Sicilian capers, sun-dried tomatoes, 
and olive oil for tasting.

Photo: Marie Hennechart

Before his full-time job involved scouting rare oils, Cedric Casanova was a slack-wire walker and performer. That is, until a knee injury and the advancing age of 33 forced the half-Sicilian, half-French connoisseur to slow down. “All I really wanted to do was work as a fisherman in Sicily,” he says. And so he did for one year, during which he schlepped so many tins of olive oil to friends back in Paris that someone suggested he start charging for them. “When I finally did,” he says, “I sold one hundred kilograms in four days.” The oil in question came from Sicily-based Marco Mule, a close friend of Casanova’s since the age of three, who produces an oil so flavorful it’s best used only as a condiment.

Dealing oils out of his Paris apartment like an illicit substance went fine for a while, and Casanova continued to make trips to Sicily to help his suppliers harvest and to source other local specialties such as ricotta salata.

Last year, he opened a boutique on the scruffily bohemian Rue Ste.-Marthe, in Paris’s 10th Arrondissement.
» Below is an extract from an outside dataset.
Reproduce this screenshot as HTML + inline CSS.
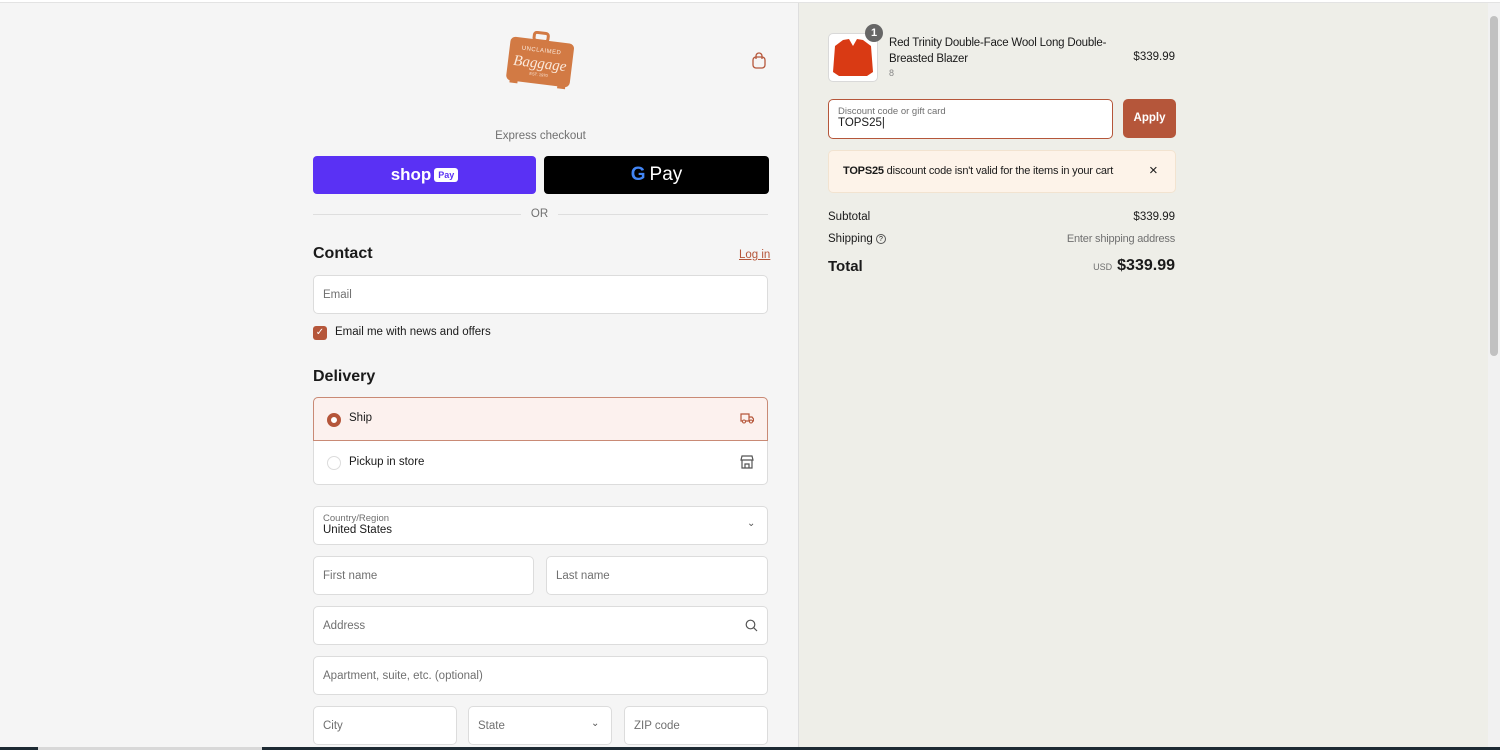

The store is stocked with niche Sicilian olive oils and novelties such as sun-dried-tomato tea, preserved tuna heart, and bottarga (tuna roe). Word has spread, and he has since been bringing a taste of Sicily to diners all over the city, from the Hôtel Plaza Athénée to the Élysée Palace. Next, Casanova is turning his sights to North Africa, where he’s looking to find the best oil in Algeria. “They have beautiful olive oils—more robust than those found in Italy—rarely seen outside of the region.”